J’ai déposé un contrat de travail avec 1444 euros de salaire. Je l’ai donné à mon avocat qui l’a soumis au ministère, mais ils ne donnent pas de réponses.
Pour le moment je m’attends juste à mon expulsion. Je ne sais pas ce qu’il va se passer !
– Vous pensez qu’ils vont vous expulser ?
Oui bien sûr, ils nous enchaînent ici pour nous expulser.
– Est ce que vous pensez que c’est parce que vous avez commencé une grève de la faim qu’ils sont si durs avec vous ?
Oui, mais nous n’avons manifesté que pour notre droit de travailler ici ! Nous avions donné les contrats de travail ! Et nous attendions depuis un an ! Quand est-ce que nous allions commencer à travailler ?
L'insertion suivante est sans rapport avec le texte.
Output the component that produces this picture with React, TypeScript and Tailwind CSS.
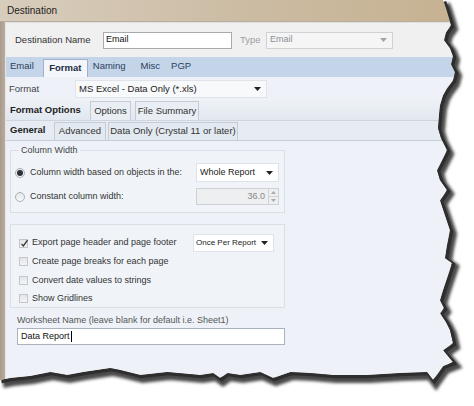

Ce n’est pas facile de rester ici illégalement sans travail !
– Et psychologiquement, comment vous sentez-vous ?
Très mal, c’est un centre d’expulsion, nous avons toujours peur de nous faire expulser. Qu’est ce que je vais penser de la Belgique ou de la justice de ce pays ou des droits de l’homme, si je suis expulsé seulement pour une histoire de 7 euros ?
Ok, ils vont me renvoyer au Pakistan, mais quelle image je vais garder ?
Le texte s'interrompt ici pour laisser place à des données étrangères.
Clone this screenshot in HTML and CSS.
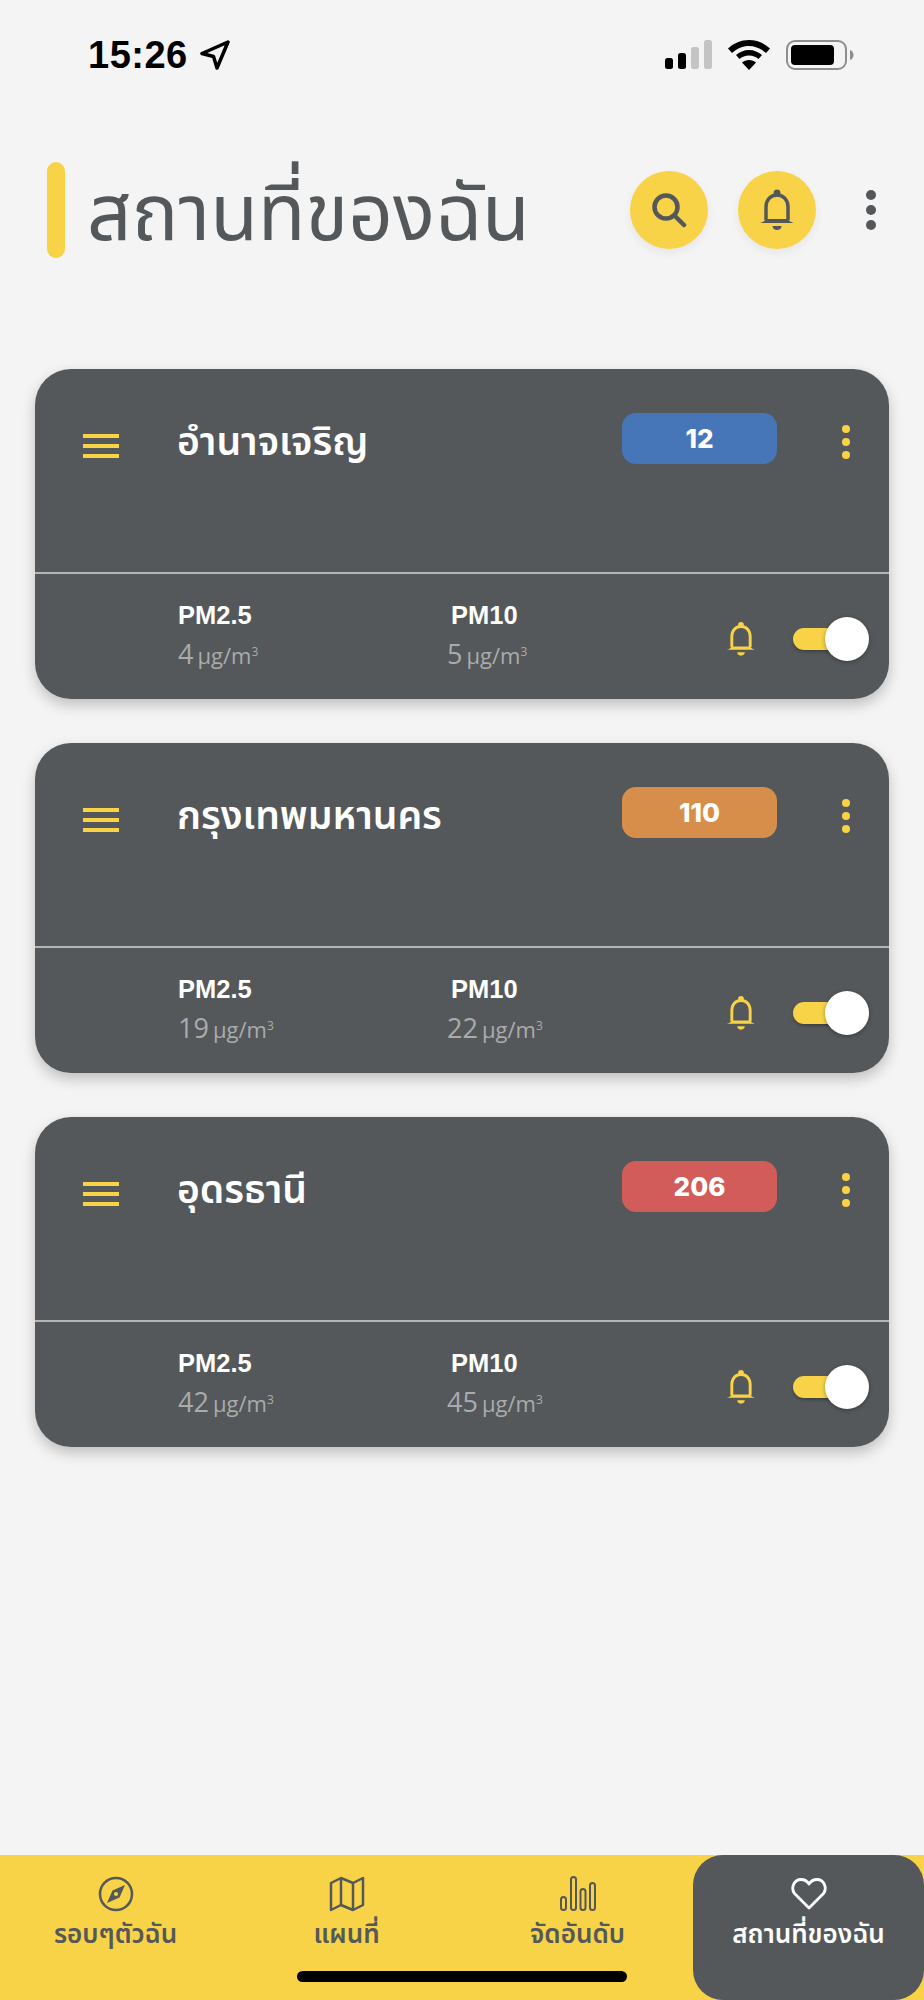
FILE: index.html
```html
<!DOCTYPE html>
<html>
<head>
    <meta charset="UTF-8">
    <meta name="viewport" content="width=device-width, initial-scale=1.0">
    <title>สถานที่ของฉัน</title>
    <link rel="stylesheet" href="styles.css">
</head>
<body>
    <div class="page">
        <!-- Status bar -->
        <div class="status-bar">
            <div class="status-left">
                <span class="time">15:26</span>
                <svg class="arrow" width="30" height="30" viewBox="0 0 30 30"><path d="M28 2 2 13.500l11.500 3 3.500 11.500z" fill="none" stroke="#000" stroke-width="3.500" stroke-linejoin="round"/></svg>
            </div>
            <div class="status-right">
                <svg width="47" height="30" viewBox="0 0 47 30"><rect x="0" y="18" width="8" height="11" rx="2.500"/><rect x="13" y="13" width="8" height="16" rx="2.500"/><rect x="26" y="7" width="8" height="22" rx="2.500" fill="#c4c4c4"/><rect x="39" y="0" width="8" height="29" rx="2.500" fill="#c4c4c4"/></svg>
                <svg width="42" height="30" viewBox="0 0 42 30"><path d="M21 0C13 0 6 3 0 8.500l4 4.500C9 8.500 15 6 21 6s12 2.500 17 7l4-4.500C36 3 29 0 21 0z"/><path d="M21 10c-5 0-9.500 2-13 5l3.500 4c2.500-2.200 5.800-3.500 9.500-3.500s7 1.300 9.500 3.500l3.500-4c-3.500-3-8-5-13-5z"/><path d="M21 20c-2.700 0-5 1-7 2.500l7 7.500 7-7.500C26 21 23.700 20 21 20z"/></svg>
                <svg width="68" height="30" viewBox="0 0 68 30"><rect x="1" y="1" width="59" height="28" rx="8" fill="none" stroke="#8e8e8e" stroke-width="2"/><rect x="5" y="5" width="43" height="20" rx="4"/><path d="M64 10c2.500.8 3.500 2.800 3.500 5s-1 4.200-3.500 5z" fill="#8e8e8e"/></svg>
            </div>
        </div>

        <!-- Header -->
        <div class="header">
            <div class="header-mark"></div>
            <h1 class="header-title">สถานที่ของฉัน</h1>
            <button class="round-btn">
                <svg width="36" height="36" viewBox="0 0 36 36" fill="none" stroke="#54585a" stroke-width="4.500" stroke-linecap="round"><circle cx="15" cy="15" r="11.500"/><path d="M24 24l9 9"/></svg>
            </button>
            <button class="round-btn">
                <svg width="36" height="42" viewBox="0 0 36 42"><use href="#bell" color="#54585a"/></svg>
            </button>
            <div class="dots dots-header"><i></i><i></i><i></i></div>
        </div>

        <!-- Places -->
        <div class="cards">
            <div class="card">
                <div class="card-top">
                    <div class="menu-icon"><i></i><i></i><i></i></div>
                    <div class="place-name">อำนาจเจริญ</div>
                    <div class="aqi aqi-blue">12</div>
                    <div class="dots"><i></i><i></i><i></i></div>
                </div>
                <div class="card-bottom">
                    <div class="reading">
                        <div class="reading-label">PM2.5</div>
                        <div class="reading-value">4 <span class="unit">µg/m<sup>3</sup></span></div>
                    </div>
                    <div class="reading">
                        <div class="reading-label">PM10</div>
                        <div class="reading-value">5 <span class="unit">µg/m<sup>3</sup></span></div>
                    </div>
                    <svg class="card-bell" width="30" height="36" viewBox="0 0 36 42"><use href="#bell" color="#f8d247"/></svg>
                    <div class="toggle"><div class="toggle-knob"></div></div>
                </div>
            </div>
            <div class="card">
                <div class="card-top">
                    <div class="menu-icon"><i></i><i></i><i></i></div>
                    <div class="place-name">กรุงเทพมหานคร</div>
                    <div class="aqi aqi-orange">110</div>
                    <div class="dots"><i></i><i></i><i></i></div>
                </div>
                <div class="card-bottom">
                    <div class="reading">
                        <div class="reading-label">PM2.5</div>
                        <div class="reading-value">19 <span class="unit">µg/m<sup>3</sup></span></div>
                    </div>
                    <div class="reading">
                        <div class="reading-label">PM10</div>
                        <div class="reading-value">22 <span class="unit">µg/m<sup>3</sup></span></div>
                    </div>
                    <svg class="card-bell" width="30" height="36" viewBox="0 0 36 42"><use href="#bell" color="#f8d247"/></svg>
                    <div class="toggle"><div class="toggle-knob"></div></div>
                </div>
            </div>
            <div class="card">
                <div class="card-top">
                    <div class="menu-icon"><i></i><i></i><i></i></div>
                    <div class="place-name">อุดรธานี</div>
                    <div class="aqi aqi-red">206</div>
                    <div class="dots"><i></i><i></i><i></i></div>
                </div>
                <div class="card-bottom">
                    <div class="reading">
                        <div class="reading-label">PM2.5</div>
                        <div class="reading-value">42 <span class="unit">µg/m<sup>3</sup></span></div>
                    </div>
                    <div class="reading">
                        <div class="reading-label">PM10</div>
                        <div class="reading-value">45 <span class="unit">µg/m<sup>3</sup></span></div>
                    </div>
                    <svg class="card-bell" width="30" height="36" viewBox="0 0 36 42"><use href="#bell" color="#f8d247"/></svg>
                    <div class="toggle"><div class="toggle-knob"></div></div>
                </div>
            </div>
        </div>

        <!-- Bottom tabs -->
        <div class="tabs">
            <div class="tab">
                <svg width="36" height="36" viewBox="0 0 36 36"><circle cx="18" cy="18" r="16" fill="none" stroke="#54585a" stroke-width="2.500"/><path d="M27 9 21.500 21.500 9 27l5.500-12.500z" fill="#54585a"/><circle cx="18" cy="18" r="2" fill="#f8d247"/></svg>
                <span>รอบๆตัวฉัน</span>
            </div>
            <div class="tab">
                <svg width="36" height="36" viewBox="0 0 36 36" fill="none" stroke="#54585a" stroke-width="2.500" stroke-linejoin="round"><path d="M2 7 12 2l12 5 10-5v27l-10 5-12-5-10 5z"/><path d="M12 2v27M24 7v27"/></svg>
                <span>แผนที่</span>
            </div>
            <div class="tab">
                <svg width="36" height="36" viewBox="0 0 36 36" fill="none" stroke="#54585a" stroke-width="2"><rect x="1" y="21" width="5" height="13" rx="2.500"/><rect x="11" y="1" width="5" height="33" rx="2.500"/><rect x="20.500" y="13" width="5" height="21" rx="2.500"/><rect x="30" y="7" width="5" height="27" rx="2.500"/></svg>
                <span>จัดอันดับ</span>
            </div>
            <div class="tab tab-active">
                <svg width="36" height="36" viewBox="0 0 36 36"><path d="M18 32 3.500 17.500C-.500 12 3 3.500 10 3.500c3.500 0 6.300 1.800 8 4.500 1.700-2.700 4.500-4.500 8-4.500 7 0 10.500 8.500 6.500 14z" fill="none" stroke="#fff" stroke-width="2.800" stroke-linejoin="round"/></svg>
                <span>สถานที่ของฉัน</span>
            </div>
            <div class="home-bar"></div>
        </div>
    </div>

    <svg class="defs" width="0" height="0">
        <symbol id="bell" viewBox="0 0 36 42">
            <circle cx="18" cy="4" r="3.500" fill="currentColor"/>
            <path d="M7 31V18C7 11 11.500 6 18 6s11 5 11 12v13" fill="none" stroke="currentColor" stroke-width="3.500"/>
            <path d="M1 34c3-1 5-2 6-4h22c1 2 3 3 6 4z" fill="currentColor"/>
            <path d="M13.500 37h9c0 2.500-2 4-4.500 4s-4.500-1.500-4.500-4z" fill="currentColor"/>
        </symbol>
    </svg>
</body>
</html>
```
FILE: styles.css
```css
body {
    margin: 0;
    padding: 0;
    background-color: #f4f4f4;
    font-family: "Noto Sans", "Noto Sans Thai", "Liberation Sans", sans-serif;
}
.page {
    width: 924px;
    height: 2000px;
    display: flex;
    flex-direction: column;
    overflow: hidden;
}
.defs {
    position: absolute;
}
/* Status bar */
.status-bar {
    height: 30px;
    padding: 40px 70px 0 88px;
    display: flex;
    justify-content: space-between;
    align-items: center;
}
.status-left {
    display: flex;
    align-items: center;
    gap: 12px;
}
.time {
    font-family: "Liberation Sans", sans-serif;
    font-size: 38px;
    font-weight: bold;
    letter-spacing: 0.5px;
    color: #000;
}
.status-right {
    display: flex;
    align-items: center;
    gap: 16px;
}
/* Header */
.header {
    height: 96px;
    margin-top: 92px;
    padding: 0 48px 0 47px;
    display: flex;
    align-items: center;
}
.header-mark {
    width: 18px;
    height: 96px;
    border-radius: 9px;
    background-color: #f8d247;
}
.header-title {
    flex: 1;
    margin: 0 0 0 22px;
    font-size: 78px;
    line-height: 96px;
    font-weight: normal;
    color: #54585a;
}
.round-btn {
    width: 78px;
    height: 78px;
    margin-right: 30px;
    padding: 0;
    border: none;
    border-radius: 50%;
    background-color: #f8d247;
    box-shadow: 0 4px 10px rgba(0, 0, 0, 0.06);
    display: flex;
    align-items: center;
    justify-content: center;
}
.dots {
    width: 8px;
    display: flex;
    flex-direction: column;
    gap: 5px;
}
.dots i {
    width: 8px;
    height: 8px;
    border-radius: 50%;
    background-color: #f8d247;
}
.dots-header {
    width: 10px;
    margin-left: 20px;
}
.dots-header i {
    width: 10px;
    height: 10px;
    background-color: #54585a;
}
/* Cards */
.cards {
    margin-top: 111px;
    padding: 0 35px;
    display: flex;
    flex-direction: column;
    gap: 44px;
}
.card {
    height: 330px;
    border-radius: 36px;
    background-color: #54585a;
    box-shadow: 0 6px 14px rgba(0, 0, 0, 0.22);
    display: flex;
    flex-direction: column;
}
.card-top {
    height: 205px;
    padding: 44px 39px 0 48px;
    box-sizing: border-box;
    border-bottom: 2px solid #b3b5b6;
    display: flex;
    align-items: flex-start;
}
.menu-icon {
    width: 36px;
    margin-top: 21px;
    display: flex;
    flex-direction: column;
    gap: 6px;
}
.menu-icon i {
    height: 4px;
    background-color: #f8d247;
}
.place-name {
    flex: 1;
    margin-left: 58px;
    margin-top: 2px;
    font-size: 39px;
    line-height: 50px;
    font-weight: 600;
    color: #fff;
}
.aqi {
    width: 155px;
    height: 51px;
    border-radius: 14px;
    font-family: "Inter", sans-serif;
    font-size: 26px;
    font-weight: 800;
    line-height: 51px;
    text-align: center;
    color: #fff;
}
.aqi-blue {
    background-color: #4776b8;
}
.aqi-orange {
    background-color: #d88e4b;
}
.aqi-red {
    background-color: #d25c59;
}
.card-top .dots {
    margin-left: 65px;
    margin-top: 12px;
}
.card-bottom {
    flex: 1;
    padding: 0 24px 0 143px;
    display: flex;
    align-items: center;
}
.reading {
    width: 273px;
}
.reading-label {
    font-family: "Liberation Sans", sans-serif;
    font-size: 25.5px;
    font-weight: bold;
    color: #fff;
}
.reading-value {
    margin-top: 5px;
    font-family: "Open Sans", sans-serif;
    font-size: 27px;
    line-height: 34px;
    word-spacing: -3px;
    color: #a9abac;
}
.reading + .reading .reading-value {
    margin-left: -4px;
}
.unit {
    font-size: 22px;
}
.unit sup {
    font-size: 12px;
}
.card-bell {
    margin-left: auto;
    margin-top: 5px;
}
.toggle {
    width: 72px;
    height: 22px;
    margin-left: 37px;
    margin-top: 5px;
    border-radius: 11px;
    background-color: #f8d247;
    box-shadow: 0 2px 3px rgba(0, 0, 0, 0.25);
    position: relative;
}
.toggle-knob {
    position: absolute;
    right: -4px;
    top: -11px;
    width: 44px;
    height: 44px;
    border-radius: 50%;
    background-color: #fff;
    box-shadow: 0 1px 4px rgba(0, 0, 0, 0.35);
}
/* Bottom tabs */
.tabs {
    margin-top: auto;
    height: 145px;
    background-color: #f8d247;
    display: flex;
    position: relative;
}
.tab {
    width: 231px;
    padding-top: 21px;
    box-sizing: border-box;
    display: flex;
    flex-direction: column;
    align-items: center;
    font-size: 26px;
    font-weight: 600;
    color: #54585a;
}
.tab span {
    margin-top: 3px;
}
.tab-active {
    border-radius: 30px;
    background-color: #54585a;
    color: #fff;
}
.home-bar {
    position: absolute;
    left: 297px;
    bottom: 18px;
    width: 330px;
    height: 11px;
    border-radius: 6px;
    background-color: #000;
}
```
Par exemple, je suis ici depuis 20 jours, et chaque jour le coût pour ma détention est de 100 euros ! Pour me garder enfermé ! Et d’un autre côté je leur ai donné un contrat de travail et ils l’ont refusé pour 7euros !
– Vous voulez dire autre chose à propos des centres fermés ?
C’est insupportable ici, c’est une prison ! Vous savez nous sommes illégaux et nous sommes depuis 4 ou 5 ans en Europe ! Nous étions déjà angoissés, mais ici, c’est encore pire, c’est vraiment très dur !
Le 21 avril, nous avons eu ce monsieur au téléphone. Il était en Italie avec un ordre de quitter le territoire dans les cinq jours. Après deux mois de détention en Belgique, ils l’avaient expulsé vers le premier pays européen où il y avait eu une trace de son passage. Il avait refusé sa première expulsion, mais devant la pression s’était par la suite résigné.
À ce jour, encore une dizaine de ses camarades étaient toujours enfermés en Belgique, et venaient de recevoir une prolongation de leur détention pour deux mois, de la part de l’office des étrangers.